§ Goal of the exercise
Return, exactly as written, the lines that start at the one holding "Generate a component" and end at the one holding "import React from 'react'", with both of those lines kept. Skip any pictures.

==== Material provided

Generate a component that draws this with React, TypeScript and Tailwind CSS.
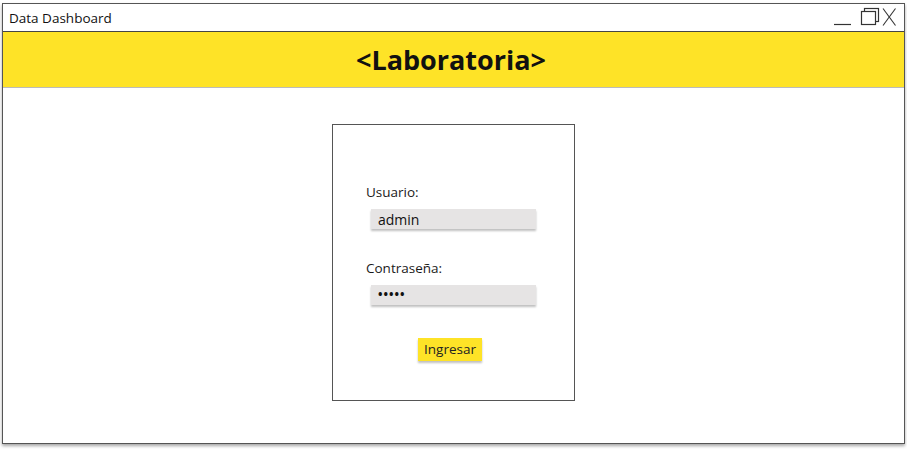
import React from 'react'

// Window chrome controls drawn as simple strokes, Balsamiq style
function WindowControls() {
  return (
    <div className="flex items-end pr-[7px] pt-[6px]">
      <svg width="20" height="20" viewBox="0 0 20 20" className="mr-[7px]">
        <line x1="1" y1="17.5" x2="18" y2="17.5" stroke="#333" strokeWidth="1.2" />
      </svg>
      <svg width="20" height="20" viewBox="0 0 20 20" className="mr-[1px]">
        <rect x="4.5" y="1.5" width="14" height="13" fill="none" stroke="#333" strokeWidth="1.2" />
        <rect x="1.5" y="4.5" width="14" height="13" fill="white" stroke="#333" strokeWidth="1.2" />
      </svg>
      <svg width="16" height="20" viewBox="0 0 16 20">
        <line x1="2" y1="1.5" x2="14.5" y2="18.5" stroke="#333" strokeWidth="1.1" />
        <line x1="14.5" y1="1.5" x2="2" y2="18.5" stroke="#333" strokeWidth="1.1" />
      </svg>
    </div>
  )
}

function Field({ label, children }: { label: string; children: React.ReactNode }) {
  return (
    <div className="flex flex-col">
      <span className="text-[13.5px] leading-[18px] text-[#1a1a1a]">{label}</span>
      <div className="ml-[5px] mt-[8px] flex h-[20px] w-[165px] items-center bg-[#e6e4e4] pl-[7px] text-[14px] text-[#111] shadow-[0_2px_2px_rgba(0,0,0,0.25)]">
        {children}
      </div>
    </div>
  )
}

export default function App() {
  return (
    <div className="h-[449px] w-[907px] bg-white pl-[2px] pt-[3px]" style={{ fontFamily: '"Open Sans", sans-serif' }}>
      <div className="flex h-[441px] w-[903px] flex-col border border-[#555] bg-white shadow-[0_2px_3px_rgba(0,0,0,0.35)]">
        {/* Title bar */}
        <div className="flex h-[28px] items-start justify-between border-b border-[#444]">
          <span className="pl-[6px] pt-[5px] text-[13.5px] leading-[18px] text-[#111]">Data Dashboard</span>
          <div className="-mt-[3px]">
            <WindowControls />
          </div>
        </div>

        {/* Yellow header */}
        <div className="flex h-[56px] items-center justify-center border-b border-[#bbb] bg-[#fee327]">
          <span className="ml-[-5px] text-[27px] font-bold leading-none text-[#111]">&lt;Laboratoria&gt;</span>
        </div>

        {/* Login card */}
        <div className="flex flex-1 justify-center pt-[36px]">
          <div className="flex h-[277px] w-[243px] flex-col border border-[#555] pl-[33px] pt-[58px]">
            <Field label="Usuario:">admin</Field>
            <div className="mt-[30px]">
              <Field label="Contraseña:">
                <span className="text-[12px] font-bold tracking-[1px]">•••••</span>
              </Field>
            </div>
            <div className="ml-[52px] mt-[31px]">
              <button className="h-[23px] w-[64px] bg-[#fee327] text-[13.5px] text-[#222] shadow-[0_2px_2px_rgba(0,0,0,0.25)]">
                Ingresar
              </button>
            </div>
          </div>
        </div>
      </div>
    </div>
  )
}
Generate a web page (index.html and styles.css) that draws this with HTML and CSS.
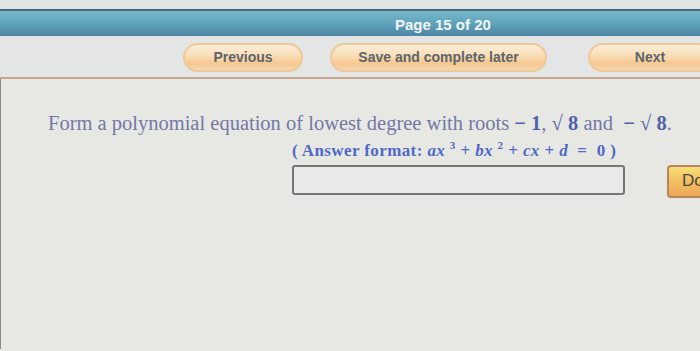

========
==== Material provided

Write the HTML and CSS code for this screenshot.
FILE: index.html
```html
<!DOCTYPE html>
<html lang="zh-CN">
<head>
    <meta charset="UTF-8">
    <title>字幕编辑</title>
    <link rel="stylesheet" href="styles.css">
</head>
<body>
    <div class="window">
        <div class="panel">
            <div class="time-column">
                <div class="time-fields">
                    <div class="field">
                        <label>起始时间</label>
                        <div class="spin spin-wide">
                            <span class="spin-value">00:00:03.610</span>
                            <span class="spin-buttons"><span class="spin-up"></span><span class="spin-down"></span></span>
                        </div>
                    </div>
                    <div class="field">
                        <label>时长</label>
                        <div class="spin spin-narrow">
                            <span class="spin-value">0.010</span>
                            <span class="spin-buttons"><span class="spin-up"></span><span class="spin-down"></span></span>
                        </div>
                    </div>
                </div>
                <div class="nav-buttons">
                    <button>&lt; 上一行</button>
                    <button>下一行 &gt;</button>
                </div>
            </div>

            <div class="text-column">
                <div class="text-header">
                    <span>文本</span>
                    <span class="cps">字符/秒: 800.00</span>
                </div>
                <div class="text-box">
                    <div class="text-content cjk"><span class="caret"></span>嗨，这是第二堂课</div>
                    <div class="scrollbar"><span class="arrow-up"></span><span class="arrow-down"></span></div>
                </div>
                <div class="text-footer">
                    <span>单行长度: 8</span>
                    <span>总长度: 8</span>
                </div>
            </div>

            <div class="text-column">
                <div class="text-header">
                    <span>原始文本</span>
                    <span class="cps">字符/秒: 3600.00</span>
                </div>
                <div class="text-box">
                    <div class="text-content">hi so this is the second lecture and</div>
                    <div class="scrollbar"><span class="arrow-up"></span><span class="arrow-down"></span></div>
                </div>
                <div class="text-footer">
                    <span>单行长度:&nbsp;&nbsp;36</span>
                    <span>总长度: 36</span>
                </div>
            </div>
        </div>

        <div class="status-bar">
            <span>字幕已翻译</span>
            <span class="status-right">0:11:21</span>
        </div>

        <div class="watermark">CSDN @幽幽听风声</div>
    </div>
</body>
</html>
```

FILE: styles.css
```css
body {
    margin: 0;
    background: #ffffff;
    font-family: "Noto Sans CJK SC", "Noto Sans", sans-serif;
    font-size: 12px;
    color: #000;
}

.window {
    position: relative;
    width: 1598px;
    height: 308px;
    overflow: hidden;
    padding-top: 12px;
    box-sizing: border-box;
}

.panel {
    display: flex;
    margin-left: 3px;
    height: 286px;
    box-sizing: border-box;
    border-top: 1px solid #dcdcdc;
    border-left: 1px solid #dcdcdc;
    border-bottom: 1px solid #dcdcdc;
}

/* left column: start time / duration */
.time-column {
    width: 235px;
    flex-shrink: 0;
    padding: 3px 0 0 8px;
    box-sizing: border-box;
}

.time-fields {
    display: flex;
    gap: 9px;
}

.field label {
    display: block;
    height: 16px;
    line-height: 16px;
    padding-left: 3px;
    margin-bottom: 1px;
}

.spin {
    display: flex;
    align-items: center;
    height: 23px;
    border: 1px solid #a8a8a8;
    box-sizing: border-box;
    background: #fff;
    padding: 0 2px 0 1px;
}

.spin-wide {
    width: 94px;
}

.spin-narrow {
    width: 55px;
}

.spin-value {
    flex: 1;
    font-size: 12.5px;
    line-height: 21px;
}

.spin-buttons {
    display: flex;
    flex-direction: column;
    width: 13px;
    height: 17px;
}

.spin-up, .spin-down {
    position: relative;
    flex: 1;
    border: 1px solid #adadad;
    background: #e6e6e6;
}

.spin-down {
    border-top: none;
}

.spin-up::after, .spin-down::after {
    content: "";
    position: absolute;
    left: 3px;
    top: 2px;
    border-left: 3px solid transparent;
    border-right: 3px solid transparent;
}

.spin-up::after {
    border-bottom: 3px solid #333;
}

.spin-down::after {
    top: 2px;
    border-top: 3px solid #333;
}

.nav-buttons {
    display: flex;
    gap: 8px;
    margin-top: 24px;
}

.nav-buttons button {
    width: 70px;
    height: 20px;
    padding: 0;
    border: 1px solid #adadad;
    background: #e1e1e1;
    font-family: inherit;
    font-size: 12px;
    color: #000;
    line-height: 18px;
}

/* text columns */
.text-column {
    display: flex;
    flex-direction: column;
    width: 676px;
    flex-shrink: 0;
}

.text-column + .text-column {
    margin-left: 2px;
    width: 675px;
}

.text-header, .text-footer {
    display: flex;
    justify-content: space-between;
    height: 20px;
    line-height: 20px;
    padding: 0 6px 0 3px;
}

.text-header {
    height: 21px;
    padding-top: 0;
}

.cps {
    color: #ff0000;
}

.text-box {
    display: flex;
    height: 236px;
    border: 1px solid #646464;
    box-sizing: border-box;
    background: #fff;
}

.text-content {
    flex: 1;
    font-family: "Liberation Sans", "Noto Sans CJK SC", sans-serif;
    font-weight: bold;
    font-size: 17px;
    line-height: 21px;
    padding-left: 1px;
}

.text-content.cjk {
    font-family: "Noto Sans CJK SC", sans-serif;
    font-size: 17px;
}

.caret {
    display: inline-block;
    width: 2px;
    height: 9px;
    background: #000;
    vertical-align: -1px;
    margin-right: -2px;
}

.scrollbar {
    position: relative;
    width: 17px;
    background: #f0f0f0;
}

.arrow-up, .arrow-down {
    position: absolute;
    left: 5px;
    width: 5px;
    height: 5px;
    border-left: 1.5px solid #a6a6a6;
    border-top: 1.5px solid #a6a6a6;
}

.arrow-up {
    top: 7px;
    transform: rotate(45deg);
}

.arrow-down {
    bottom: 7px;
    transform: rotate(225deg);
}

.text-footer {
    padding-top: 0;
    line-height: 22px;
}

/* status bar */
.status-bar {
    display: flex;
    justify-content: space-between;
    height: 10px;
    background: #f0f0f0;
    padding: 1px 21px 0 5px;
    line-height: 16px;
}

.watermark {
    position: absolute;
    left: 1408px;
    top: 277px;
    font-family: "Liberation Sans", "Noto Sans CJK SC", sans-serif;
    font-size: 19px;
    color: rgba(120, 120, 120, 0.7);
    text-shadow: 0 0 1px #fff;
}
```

========

§ Exercise answer
Generate a component that draws this with React, TypeScript and Tailwind CSS.
import React from 'react'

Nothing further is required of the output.